+++ SUPPLIED MATERIAL
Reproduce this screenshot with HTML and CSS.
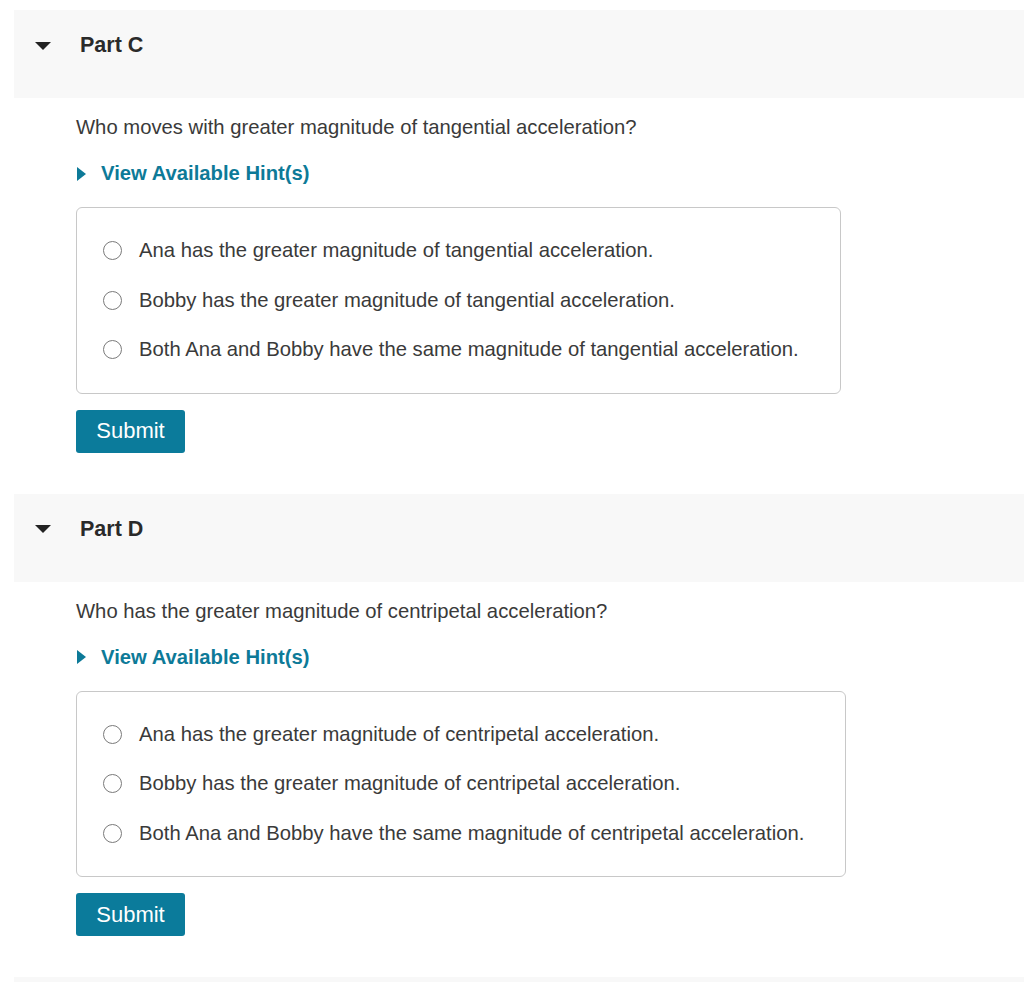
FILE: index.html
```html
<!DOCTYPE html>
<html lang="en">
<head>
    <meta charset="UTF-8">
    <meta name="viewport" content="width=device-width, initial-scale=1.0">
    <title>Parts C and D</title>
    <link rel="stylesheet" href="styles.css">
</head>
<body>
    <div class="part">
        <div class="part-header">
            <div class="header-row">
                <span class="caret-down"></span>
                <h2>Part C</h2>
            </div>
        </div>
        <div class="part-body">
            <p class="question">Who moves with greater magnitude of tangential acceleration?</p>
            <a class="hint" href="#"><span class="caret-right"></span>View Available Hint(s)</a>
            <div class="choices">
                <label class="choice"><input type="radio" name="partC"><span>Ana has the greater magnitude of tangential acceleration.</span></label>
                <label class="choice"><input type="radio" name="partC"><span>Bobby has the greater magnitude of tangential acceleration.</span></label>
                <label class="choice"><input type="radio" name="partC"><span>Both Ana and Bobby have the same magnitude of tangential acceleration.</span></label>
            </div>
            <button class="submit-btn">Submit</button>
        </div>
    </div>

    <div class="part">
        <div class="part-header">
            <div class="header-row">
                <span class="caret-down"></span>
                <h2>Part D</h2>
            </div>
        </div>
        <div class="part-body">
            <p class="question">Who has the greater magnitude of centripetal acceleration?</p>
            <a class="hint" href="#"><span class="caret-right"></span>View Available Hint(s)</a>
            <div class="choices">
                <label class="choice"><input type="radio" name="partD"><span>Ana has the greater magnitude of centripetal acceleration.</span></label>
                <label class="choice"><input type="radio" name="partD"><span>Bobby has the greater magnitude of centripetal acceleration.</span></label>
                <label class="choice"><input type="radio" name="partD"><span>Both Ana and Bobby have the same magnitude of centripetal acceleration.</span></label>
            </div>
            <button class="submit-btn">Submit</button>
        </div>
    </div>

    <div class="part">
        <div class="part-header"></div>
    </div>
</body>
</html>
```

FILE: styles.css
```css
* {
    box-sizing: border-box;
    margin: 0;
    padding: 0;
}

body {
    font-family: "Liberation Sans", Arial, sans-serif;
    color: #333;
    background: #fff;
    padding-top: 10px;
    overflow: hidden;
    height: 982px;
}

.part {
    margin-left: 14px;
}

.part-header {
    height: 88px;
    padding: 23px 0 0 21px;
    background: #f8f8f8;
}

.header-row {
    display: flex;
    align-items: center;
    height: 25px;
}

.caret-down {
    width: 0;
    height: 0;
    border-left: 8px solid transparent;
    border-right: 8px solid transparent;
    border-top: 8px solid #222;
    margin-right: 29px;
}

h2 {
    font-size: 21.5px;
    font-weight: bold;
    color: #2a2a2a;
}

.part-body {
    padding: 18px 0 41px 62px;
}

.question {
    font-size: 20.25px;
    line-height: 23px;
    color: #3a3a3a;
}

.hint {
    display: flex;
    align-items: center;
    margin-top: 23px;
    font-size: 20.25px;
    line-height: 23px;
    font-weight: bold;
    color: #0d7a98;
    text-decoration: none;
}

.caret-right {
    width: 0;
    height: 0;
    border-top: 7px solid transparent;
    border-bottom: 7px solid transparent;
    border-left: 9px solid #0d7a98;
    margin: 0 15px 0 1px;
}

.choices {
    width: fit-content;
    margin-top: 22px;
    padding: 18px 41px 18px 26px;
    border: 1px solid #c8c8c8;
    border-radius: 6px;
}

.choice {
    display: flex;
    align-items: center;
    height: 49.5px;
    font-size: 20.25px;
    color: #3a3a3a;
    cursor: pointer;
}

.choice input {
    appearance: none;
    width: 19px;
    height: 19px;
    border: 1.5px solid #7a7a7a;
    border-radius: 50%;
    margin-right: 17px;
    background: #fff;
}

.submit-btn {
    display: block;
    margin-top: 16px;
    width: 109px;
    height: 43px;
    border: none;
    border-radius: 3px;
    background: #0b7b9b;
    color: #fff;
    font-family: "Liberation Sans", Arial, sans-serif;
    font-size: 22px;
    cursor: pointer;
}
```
++++++
TASK DIRECTIONS
Restate the full listing verbatim and drop every picture.

TASK ANSWER
Reproduce this screenshot with HTML and CSS.
FILE: index.html
```html
<!DOCTYPE html>
<html lang="en">
<head>
    <meta charset="UTF-8">
    <meta name="viewport" content="width=device-width, initial-scale=1.0">
    <title>Parts C and D</title>
    <link rel="stylesheet" href="styles.css">
</head>
<body>
    <div class="part">
        <div class="part-header">
            <div class="header-row">
                <span class="caret-down"></span>
                <h2>Part C</h2>
            </div>
        </div>
        <div class="part-body">
            <p class="question">Who moves with greater magnitude of tangential acceleration?</p>
            <a class="hint" href="#"><span class="caret-right"></span>View Available Hint(s)</a>
            <div class="choices">
                <label class="choice"><input type="radio" name="partC"><span>Ana has the greater magnitude of tangential acceleration.</span></label>
                <label class="choice"><input type="radio" name="partC"><span>Bobby has the greater magnitude of tangential acceleration.</span></label>
                <label class="choice"><input type="radio" name="partC"><span>Both Ana and Bobby have the same magnitude of tangential acceleration.</span></label>
            </div>
            <button class="submit-btn">Submit</button>
        </div>
    </div>

    <div class="part">
        <div class="part-header">
            <div class="header-row">
                <span class="caret-down"></span>
                <h2>Part D</h2>
            </div>
        </div>
        <div class="part-body">
            <p class="question">Who has the greater magnitude of centripetal acceleration?</p>
            <a class="hint" href="#"><span class="caret-right"></span>View Available Hint(s)</a>
            <div class="choices">
                <label class="choice"><input type="radio" name="partD"><span>Ana has the greater magnitude of centripetal acceleration.</span></label>
                <label class="choice"><input type="radio" name="partD"><span>Bobby has the greater magnitude of centripetal acceleration.</span></label>
                <label class="choice"><input type="radio" name="partD"><span>Both Ana and Bobby have the same magnitude of centripetal acceleration.</span></label>
            </div>
            <button class="submit-btn">Submit</button>
        </div>
    </div>

    <div class="part">
        <div class="part-header"></div>
    </div>
</body>
</html>
```

FILE: styles.css
```css
* {
    box-sizing: border-box;
    margin: 0;
    padding: 0;
}

body {
    font-family: "Liberation Sans", Arial, sans-serif;
    color: #333;
    background: #fff;
    padding-top: 10px;
    overflow: hidden;
    height: 982px;
}

.part {
    margin-left: 14px;
}

.part-header {
    height: 88px;
    padding: 23px 0 0 21px;
    background: #f8f8f8;
}

.header-row {
    display: flex;
    align-items: center;
    height: 25px;
}

.caret-down {
    width: 0;
    height: 0;
    border-left: 8px solid transparent;
    border-right: 8px solid transparent;
    border-top: 8px solid #222;
    margin-right: 29px;
}

h2 {
    font-size: 21.5px;
    font-weight: bold;
    color: #2a2a2a;
}

.part-body {
    padding: 18px 0 41px 62px;
}

.question {
    font-size: 20.25px;
    line-height: 23px;
    color: #3a3a3a;
}

.hint {
    display: flex;
    align-items: center;
    margin-top: 23px;
    font-size: 20.25px;
    line-height: 23px;
    font-weight: bold;
    color: #0d7a98;
    text-decoration: none;
}

.caret-right {
    width: 0;
    height: 0;
    border-top: 7px solid transparent;
    border-bottom: 7px solid transparent;
    border-left: 9px solid #0d7a98;
    margin: 0 15px 0 1px;
}

.choices {
    width: fit-content;
    margin-top: 22px;
    padding: 18px 41px 18px 26px;
    border: 1px solid #c8c8c8;
    border-radius: 6px;
}

.choice {
    display: flex;
    align-items: center;
    height: 49.5px;
    font-size: 20.25px;
    color: #3a3a3a;
    cursor: pointer;
}

.choice input {
    appearance: none;
    width: 19px;
    height: 19px;
    border: 1.5px solid #7a7a7a;
    border-radius: 50%;
    margin-right: 17px;
    background: #fff;
}

.submit-btn {
    display: block;
    margin-top: 16px;
    width: 109px;
    height: 43px;
    border: none;
    border-radius: 3px;
    background: #0b7b9b;
    color: #fff;
    font-family: "Liberation Sans", Arial, sans-serif;
    font-size: 22px;
    cursor: pointer;
}
```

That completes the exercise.